**Problem to work on**
Set down the material below word for word, excluding the pictures.

**Data**
+++++
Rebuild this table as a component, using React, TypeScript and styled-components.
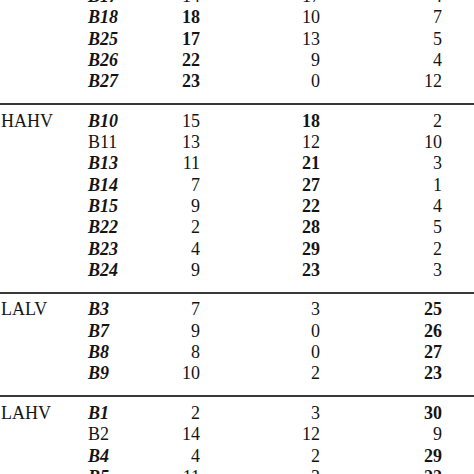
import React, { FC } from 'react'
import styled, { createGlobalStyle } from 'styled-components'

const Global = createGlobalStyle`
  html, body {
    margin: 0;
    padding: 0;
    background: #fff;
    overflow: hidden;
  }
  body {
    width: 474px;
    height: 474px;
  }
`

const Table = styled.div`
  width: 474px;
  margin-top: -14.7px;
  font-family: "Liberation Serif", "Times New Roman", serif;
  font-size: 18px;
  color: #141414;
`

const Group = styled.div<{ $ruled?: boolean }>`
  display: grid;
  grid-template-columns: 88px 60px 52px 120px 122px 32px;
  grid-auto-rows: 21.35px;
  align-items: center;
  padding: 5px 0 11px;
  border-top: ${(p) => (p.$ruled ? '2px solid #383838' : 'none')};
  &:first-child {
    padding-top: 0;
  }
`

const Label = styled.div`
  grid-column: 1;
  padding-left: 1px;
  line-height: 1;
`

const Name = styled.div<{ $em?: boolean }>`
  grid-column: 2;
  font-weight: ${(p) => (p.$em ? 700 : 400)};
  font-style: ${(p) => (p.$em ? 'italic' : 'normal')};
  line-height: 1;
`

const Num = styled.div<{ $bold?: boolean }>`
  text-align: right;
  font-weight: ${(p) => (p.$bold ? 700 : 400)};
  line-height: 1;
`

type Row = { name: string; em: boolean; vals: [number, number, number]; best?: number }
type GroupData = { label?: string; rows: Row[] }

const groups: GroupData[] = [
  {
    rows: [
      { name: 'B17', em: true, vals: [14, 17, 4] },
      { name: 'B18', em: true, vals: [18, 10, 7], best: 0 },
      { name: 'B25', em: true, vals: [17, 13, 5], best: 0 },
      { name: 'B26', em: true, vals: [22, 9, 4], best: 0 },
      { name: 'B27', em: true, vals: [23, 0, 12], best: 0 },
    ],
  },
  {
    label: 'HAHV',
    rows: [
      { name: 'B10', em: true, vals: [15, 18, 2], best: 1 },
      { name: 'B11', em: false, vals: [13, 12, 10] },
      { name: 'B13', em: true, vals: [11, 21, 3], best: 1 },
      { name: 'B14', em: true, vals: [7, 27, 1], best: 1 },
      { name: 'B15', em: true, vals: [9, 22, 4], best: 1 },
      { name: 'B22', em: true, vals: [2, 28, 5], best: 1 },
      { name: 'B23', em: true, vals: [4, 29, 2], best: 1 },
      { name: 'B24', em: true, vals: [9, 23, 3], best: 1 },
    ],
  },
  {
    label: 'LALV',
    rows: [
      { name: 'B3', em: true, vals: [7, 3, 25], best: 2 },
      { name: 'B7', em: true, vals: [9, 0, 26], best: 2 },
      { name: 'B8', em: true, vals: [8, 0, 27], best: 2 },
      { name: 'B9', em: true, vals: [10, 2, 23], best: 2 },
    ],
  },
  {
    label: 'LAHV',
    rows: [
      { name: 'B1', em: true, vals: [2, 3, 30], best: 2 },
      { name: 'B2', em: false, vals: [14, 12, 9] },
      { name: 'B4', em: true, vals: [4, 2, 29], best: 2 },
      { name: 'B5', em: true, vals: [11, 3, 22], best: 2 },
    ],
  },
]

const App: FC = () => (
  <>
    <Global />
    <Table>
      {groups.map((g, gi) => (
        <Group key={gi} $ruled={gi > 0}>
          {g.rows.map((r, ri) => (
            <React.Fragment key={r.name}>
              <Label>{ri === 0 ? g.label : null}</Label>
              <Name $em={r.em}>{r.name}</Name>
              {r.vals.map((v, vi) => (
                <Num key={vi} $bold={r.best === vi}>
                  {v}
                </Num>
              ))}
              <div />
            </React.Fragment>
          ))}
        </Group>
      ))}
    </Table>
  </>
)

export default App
+++++
**Result of the task**
Rebuild this table as a component, using React, TypeScript and styled-components.
import React, { FC } from 'react'
import styled, { createGlobalStyle } from 'styled-components'

const Global = createGlobalStyle`
  html, body {
    margin: 0;
    padding: 0;
    background: #fff;
    overflow: hidden;
  }
  body {
    width: 474px;
    height: 474px;
  }
`

const Table = styled.div`
  width: 474px;
  margin-top: -14.7px;
  font-family: "Liberation Serif", "Times New Roman", serif;
  font-size: 18px;
  color: #141414;
`

const Group = styled.div<{ $ruled?: boolean }>`
  display: grid;
  grid-template-columns: 88px 60px 52px 120px 122px 32px;
  grid-auto-rows: 21.35px;
  align-items: center;
  padding: 5px 0 11px;
  border-top: ${(p) => (p.$ruled ? '2px solid #383838' : 'none')};
  &:first-child {
    padding-top: 0;
  }
`

const Label = styled.div`
  grid-column: 1;
  padding-left: 1px;
  line-height: 1;
`

const Name = styled.div<{ $em?: boolean }>`
  grid-column: 2;
  font-weight: ${(p) => (p.$em ? 700 : 400)};
  font-style: ${(p) => (p.$em ? 'italic' : 'normal')};
  line-height: 1;
`

const Num = styled.div<{ $bold?: boolean }>`
  text-align: right;
  font-weight: ${(p) => (p.$bold ? 700 : 400)};
  line-height: 1;
`

type Row = { name: string; em: boolean; vals: [number, number, number]; best?: number }
type GroupData = { label?: string; rows: Row[] }

const groups: GroupData[] = [
  {
    rows: [
      { name: 'B17', em: true, vals: [14, 17, 4] },
      { name: 'B18', em: true, vals: [18, 10, 7], best: 0 },
      { name: 'B25', em: true, vals: [17, 13, 5], best: 0 },
      { name: 'B26', em: true, vals: [22, 9, 4], best: 0 },
      { name: 'B27', em: true, vals: [23, 0, 12], best: 0 },
    ],
  },
  {
    label: 'HAHV',
    rows: [
      { name: 'B10', em: true, vals: [15, 18, 2], best: 1 },
      { name: 'B11', em: false, vals: [13, 12, 10] },
      { name: 'B13', em: true, vals: [11, 21, 3], best: 1 },
      { name: 'B14', em: true, vals: [7, 27, 1], best: 1 },
      { name: 'B15', em: true, vals: [9, 22, 4], best: 1 },
      { name: 'B22', em: true, vals: [2, 28, 5], best: 1 },
      { name: 'B23', em: true, vals: [4, 29, 2], best: 1 },
      { name: 'B24', em: true, vals: [9, 23, 3], best: 1 },
    ],
  },
  {
    label: 'LALV',
    rows: [
      { name: 'B3', em: true, vals: [7, 3, 25], best: 2 },
      { name: 'B7', em: true, vals: [9, 0, 26], best: 2 },
      { name: 'B8', em: true, vals: [8, 0, 27], best: 2 },
      { name: 'B9', em: true, vals: [10, 2, 23], best: 2 },
    ],
  },
  {
    label: 'LAHV',
    rows: [
      { name: 'B1', em: true, vals: [2, 3, 30], best: 2 },
      { name: 'B2', em: false, vals: [14, 12, 9] },
      { name: 'B4', em: true, vals: [4, 2, 29], best: 2 },
      { name: 'B5', em: true, vals: [11, 3, 22], best: 2 },
    ],
  },
]

const App: FC = () => (
  <>
    <Global />
    <Table>
      {groups.map((g, gi) => (
        <Group key={gi} $ruled={gi > 0}>
          {g.rows.map((r, ri) => (
            <React.Fragment key={r.name}>
              <Label>{ri === 0 ? g.label : null}</Label>
              <Name $em={r.em}>{r.name}</Name>
              {r.vals.map((v, vi) => (
                <Num key={vi} $bold={r.best === vi}>
                  {v}
                </Num>
              ))}
              <div />
            </React.Fragment>
          ))}
        </Group>
      ))}
    </Table>
  </>
)

export default App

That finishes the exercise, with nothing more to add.